Francisco no para de marcar el rumbo hacia la clara implantación del Reino. Esta vez me he detenido en su exhortación pastoral La alegría del amor (Amoris Laetitia) con la impresión de que no ha sido muy divulgada; bien porque nuestro Papa da sobradas pistas logrando que se destaquen por su importancia varias a la vez, o bien porque algunos están movilizando toda su maquinaria para silenciar sus principales mensajes.
En otra dirección, los mensajes curiales y diocesanos sobre la familia que hasta ahora conocíamos adolecían de la suficiente fuerza amatoria y actualidad evangélica para que se les prestase atención suficiente: todo estaba condicionado por el sexo, el aborto, el divorcio y la educación religiosa de los hijos, con un lenguaje que resaltaba los mensajes en negativo. Pero Francisco cambia el foco y prefiere proclamar la alegría del amor en la familia y, de paso, recuerda que esa alegría es también motivo de alegría para la Iglesia toda.

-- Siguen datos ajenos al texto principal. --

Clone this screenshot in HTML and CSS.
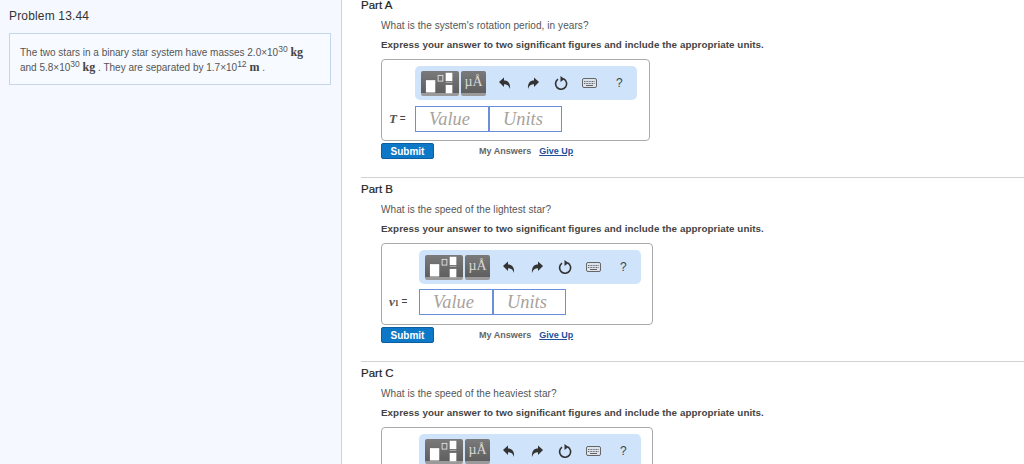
FILE: index.html
```html
<!DOCTYPE html>
<html lang="en">
<head>
<meta charset="utf-8">
<title>Problem 13.44</title>
<link rel="stylesheet" href="styles.css">
</head>
<body>
<div class="page">
  <aside class="side">
    <h1 class="prob-title">Problem 13.44</h1>
    <div class="prob-box">The two stars in a binary star system have masses 2.0×10<sup>30</sup> <b class="unit">kg</b><br>and 5.8×10<sup>30</sup> <b class="unit">kg</b> . They are separated by 1.7×10<sup>12</sup> <b class="unit">m</b> .</div>
  </aside>
  <main class="main">
    <section class="part first">
      <h2 class="part-title">Part A</h2>
      <p class="q">What is the system's rotation period, in years?</p>
      <p class="expr">Express your answer to two significant figures and include the appropriate units.</p>
      <div class="box">
        <div class="toolbar">
          <div class="tool tool-tpl"><svg class="tpl" width="30" height="22" viewBox="0 0 30 22"><rect x="0" y="8" width="10" height="13" fill="#fff"/><rect x="13" y="3" width="5" height="6" fill="none" stroke="#ddd" stroke-width="1"/><rect x="21" y="0" width="7" height="9" fill="#fff"/><rect x="21" y="10" width="7" height="1" fill="#aaa"/><rect x="21" y="13" width="7" height="9" fill="#fff"/></svg></div>
          <div class="tool tool-mu">µÅ</div>
          <svg class="ic ic-undo" width="14" height="14" viewBox="0 0 14 14"><path d="M1 6 6 1.500V4.500C10 4.500 12.500 7 12 13 11 9.500 9 8.200 6 8.200V11Z" fill="#333"/></svg>
          <svg class="ic ic-redo" width="14" height="14" viewBox="0 0 14 14"><path d="M13 6 8 1.500V4.500C4 4.500 1.500 7 2 13 3 9.500 5 8.200 8 8.200V11Z" fill="#333"/></svg>
          <svg class="ic ic-reload" width="14" height="14" viewBox="0 0 14 14"><path d="M4 3.200A5.500 5.500 0 1 0 9.500 2.800" fill="none" stroke="#333" stroke-width="1.600"/><path d="M6.500 0 10.500 3 6.500 6Z" fill="#333"/></svg>
          <svg class="ic ic-kbd" width="15" height="10" viewBox="0 0 15 10"><rect x="0.500" y="0.500" width="14" height="9" rx="1.500" fill="#dbe4ee" stroke="#666"/><path d="M2 3.500H13M2 5.500H13" stroke="#666" stroke-dasharray="1 .6"/><path d="M4 7.500H11" stroke="#666"/></svg>
          <span class="help">?</span>
        </div>
        <div class="label"><i class="var">T</i> =</div>
        <div class="inputs"><span class="field">Value</span><span class="field">Units</span></div>
      </div>
      <div class="actions">
        <button class="submit">Submit</button>
        <span class="mine">My Answers</span>
        <a class="giveup" href="#">Give Up</a>
      </div>
    </section>
    <section class="part">
      <h2 class="part-title">Part B</h2>
      <p class="q">What is the speed of the lightest star?</p>
      <p class="expr">Express your answer to two significant figures and include the appropriate units.</p>
      <div class="box wide">
        <div class="toolbar">
          <div class="tool tool-tpl"><svg class="tpl" width="30" height="22" viewBox="0 0 30 22"><rect x="0" y="8" width="10" height="13" fill="#fff"/><rect x="13" y="3" width="5" height="6" fill="none" stroke="#ddd" stroke-width="1"/><rect x="21" y="0" width="7" height="9" fill="#fff"/><rect x="21" y="10" width="7" height="1" fill="#aaa"/><rect x="21" y="13" width="7" height="9" fill="#fff"/></svg></div>
          <div class="tool tool-mu">µÅ</div>
          <svg class="ic ic-undo" width="14" height="14" viewBox="0 0 14 14"><path d="M1 6 6 1.500V4.500C10 4.500 12.500 7 12 13 11 9.500 9 8.200 6 8.200V11Z" fill="#333"/></svg>
          <svg class="ic ic-redo" width="14" height="14" viewBox="0 0 14 14"><path d="M13 6 8 1.500V4.500C4 4.500 1.500 7 2 13 3 9.500 5 8.200 8 8.200V11Z" fill="#333"/></svg>
          <svg class="ic ic-reload" width="14" height="14" viewBox="0 0 14 14"><path d="M4 3.200A5.500 5.500 0 1 0 9.500 2.800" fill="none" stroke="#333" stroke-width="1.600"/><path d="M6.500 0 10.500 3 6.500 6Z" fill="#333"/></svg>
          <svg class="ic ic-kbd" width="15" height="10" viewBox="0 0 15 10"><rect x="0.500" y="0.500" width="14" height="9" rx="1.500" fill="#dbe4ee" stroke="#666"/><path d="M2 3.500H13M2 5.500H13" stroke="#666" stroke-dasharray="1 .6"/><path d="M4 7.500H11" stroke="#666"/></svg>
          <span class="help">?</span>
        </div>
        <div class="label"><i class="var">v</i><sub class="sub">1</sub> =</div>
        <div class="inputs"><span class="field">Value</span><span class="field">Units</span></div>
      </div>
      <div class="actions">
        <button class="submit">Submit</button>
        <span class="mine">My Answers</span>
        <a class="giveup" href="#">Give Up</a>
      </div>
    </section>
    <section class="part">
      <h2 class="part-title">Part C</h2>
      <p class="q">What is the speed of the heaviest star?</p>
      <p class="expr">Express your answer to two significant figures and include the appropriate units.</p>
      <div class="box wide">
        <div class="toolbar">
          <div class="tool tool-tpl"><svg class="tpl" width="30" height="22" viewBox="0 0 30 22"><rect x="0" y="8" width="10" height="13" fill="#fff"/><rect x="13" y="3" width="5" height="6" fill="none" stroke="#ddd" stroke-width="1"/><rect x="21" y="0" width="7" height="9" fill="#fff"/><rect x="21" y="10" width="7" height="1" fill="#aaa"/><rect x="21" y="13" width="7" height="9" fill="#fff"/></svg></div>
          <div class="tool tool-mu">µÅ</div>
          <svg class="ic ic-undo" width="14" height="14" viewBox="0 0 14 14"><path d="M1 6 6 1.500V4.500C10 4.500 12.500 7 12 13 11 9.500 9 8.200 6 8.200V11Z" fill="#333"/></svg>
          <svg class="ic ic-redo" width="14" height="14" viewBox="0 0 14 14"><path d="M13 6 8 1.500V4.500C4 4.500 1.500 7 2 13 3 9.500 5 8.200 8 8.200V11Z" fill="#333"/></svg>
          <svg class="ic ic-reload" width="14" height="14" viewBox="0 0 14 14"><path d="M4 3.200A5.500 5.500 0 1 0 9.500 2.800" fill="none" stroke="#333" stroke-width="1.600"/><path d="M6.500 0 10.500 3 6.500 6Z" fill="#333"/></svg>
          <svg class="ic ic-kbd" width="15" height="10" viewBox="0 0 15 10"><rect x="0.500" y="0.500" width="14" height="9" rx="1.500" fill="#dbe4ee" stroke="#666"/><path d="M2 3.500H13M2 5.500H13" stroke="#666" stroke-dasharray="1 .6"/><path d="M4 7.500H11" stroke="#666"/></svg>
          <span class="help">?</span>
        </div>
      </div>
    </section>
  </main>
</div>
</body>
</html>
```
FILE: styles.css
```css
* { box-sizing: border-box; }
html, body { margin: 0; height: 100%; overflow: hidden; background: #fff; }
body { font-family: "Liberation Sans", Arial, sans-serif; color: #333; }
.page { display: flex; height: 464px; overflow: hidden; }
.side { flex: 0 0 342px; background: #f5f9ff; border-right: 1px solid #c9d4e2; padding: 9px 10px 0 9px; }
.prob-title { margin: 0 0 10px; font-size: 12px; font-weight: 400; line-height: 14px; letter-spacing: .16px; color: #333; }
.prob-box { background: #f7faff; border: 1px solid #c5d6e8; padding: 11px 10px 0; height: 52px; font-size: 10px; line-height: 15px; color: #555; white-space: nowrap; }
.prob-box sup { font-size: 8.500px; line-height: 0; vertical-align: 4px; }
.unit { font-family: "Liberation Serif", serif; font-size: 12px; color: #444; }
.main { flex: 1; min-width: 0; padding-left: 19px; }
.part { height: 184px; border-top: 1px solid #d2d2d2; padding-top: 5px; }
.part.first { margin-top: -7px; border-top-color: transparent; }
.part-title { margin: 0; font-size: 11.500px; font-weight: 400; line-height: 13px; color: #222; -webkit-text-stroke: .2px #222; }
.q { margin: 7px 0 0 20px; font-size: 10px; line-height: 13px; letter-spacing: .07px; color: #555; }
.expr { margin: 6px 0 0 20px; font-size: 9.800px; font-weight: 700; line-height: 13px; letter-spacing: .07px; color: #444; }
.box { margin: 8px 0 0 20px; width: 269px; height: 82px; border: 1px solid #aaa; border-radius: 4px; padding: 6px 0 0 7px; display: grid; grid-template-columns: 26px auto; grid-template-rows: 34px auto; row-gap: 6px; align-content: start; }
.box.wide { width: 272px; grid-template-columns: 30px auto; row-gap: 5px; }
.toolbar { grid-column: 2; grid-row: 1; width: 222px; height: 34px; background: #cfe3fb; border-radius: 5px; display: flex; align-items: center; padding-left: 6px; }
.tool { height: 25px; border-radius: 2px; background: linear-gradient(#7a7a7a, #5f5f5f 88%, #9a9a9a 88%); display: flex; align-items: center; justify-content: center; }
.tool-tpl { width: 38px; }
.tool-mu { width: 25px; margin-left: 2px; font-family: "Liberation Serif", serif; font-size: 14px; color: #d8d8d8; padding-bottom: 2px; }
.tpl { display: block; transform: scale(.95); }
.ic { flex: none; display: block; }
.ic-undo { margin-left: 12px; }
.ic-redo { margin-left: 14px; }
.ic-reload { margin-left: 14px; }
.ic-kbd { margin-left: 14px; }
.help { margin-left: 19px; font-size: 12px; color: #444; }
.label { grid-column: 1; grid-row: 2; display: flex; align-items: center; font-size: 10px; color: #444; white-space: pre; height: 25px; }
.var { font-family: "Liberation Serif", serif; font-size: 13px; font-weight: 700; color: #555; }
.sub { font-family: "Liberation Serif", serif; font-size: 8px; line-height: 0; margin-top: 5px; font-weight: 700; }
.inputs { grid-column: 2; grid-row: 2; display: flex; }
.field { width: 74px; height: 26px; border: 1px solid #6b8fd8; background: #fff; font-family: "Liberation Serif", serif; font-style: italic; font-size: 18.400px; line-height: 24px; padding-left: 13px; color: #a8a29a; }
.field + .field { width: 73px; }
.actions { margin: 2px 0 0 20px; display: flex; align-items: center; height: 16px; }
.submit { width: 53px; height: 16px; padding: 0; border: 1px solid #0b5f9f; border-radius: 2px; background: #0e78c8; color: #fff; font: 700 10px "Liberation Sans", Arial, sans-serif; }
.mine { margin-left: 45px; font-size: 9px; font-weight: 700; color: #666; }
.giveup { margin-left: 8px; font-size: 9px; font-weight: 700; color: #1d4f9c; }
```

Al principio del Capítulo octavo de esta Exhortación, deja claro que los mensajes excluyentes y condenatorios no son el lenguaje sanador de Cristo: afirma que “el camino de la Iglesia, desde el concilio de Jerusalén en adelante, es siempre el camino de Jesús, el de la misericordia y de la integración. El camino de la Iglesia es el de no condenar a nadie para siempre y difundir la misericordia de Dios a todas las personas que la piden con corazón sincero porque la caridad verdadera siempre es inmerecida, incondicional y gratuita”. Entonces, dice el Papa, “hay que evitar los juicios que no toman en cuenta la complejidad de las diversas situaciones, y hay que estar atentos al modo en que las personas viven y sufren a causa de su condición.”
Resulta especialmente reconfortante, al menos para mí, que se recree al hablar de la fuerza evangélica de la familia: “el fruto del amor son también la misericordia y el perdón” al tiempo que nos recuerda la escena de la adúltera rodeada de sus acusadores, y luego a solas con Jesús que no la condena y le libra de sus acusadores al tiempo que le da la paz perdida invitándola a una vida más digna.
Y de seguido, Francisco se refiere a otra virtud importantísima en el núcleo familiar y matrimonial: la ternura, y de paso, nos anima a acudir “al dulce e intenso salmo 131”. Solo con estos mimbres, la radicalidad del amor conyugal y familiar adquiere una nueva impronta humana y cristiana a la que no estábamos acostumbrados y mucho menos que fuesen estos mimbres el epicentro de los mensajes oficiales eclesiales.
Aunque esta Exhortación aborda muchos temas de una forma sencilla y clara (otro de sus méritos), estoy convencido que lo que este Papa está consiguiendo un mirada diferente al Evangelio de muchos fieles e infieles (sin fe), repensando lo que puede suponer para sus vidas Dios mismo de la mano de Jesús de Nazaret. “No se convive para ser cada vez menos felices, sino para aprender a ser felices de un modo nuevo”.
El Papa hace veraz el Año Jubilar de la Misericordia como una propuesta para las familias cristianas, conocedor de que es necesario ser fuertes de espíritu y de ánimo para sostener el amor que descanse en la entrega, el compromiso, la paciencia y la generosidad. La vida no es fácil, y tampoco lo es en familia; el Papa lo sabe, y cree mucho más evangélico centrarse en las conductas de Jesús, que en las severas directrices de tantos consagrados que rezuman amargura inmisericorde y normativa canónica en lugar de vivencia de la Buena Noticia, la única capaz de atraer como lo hacía el Maestro. Con la actitud que vive y transmite el Papa es posible lograr que la familia pueda convertirse en signo de misericordia y compasión cristiana allí donde surja el conflicto.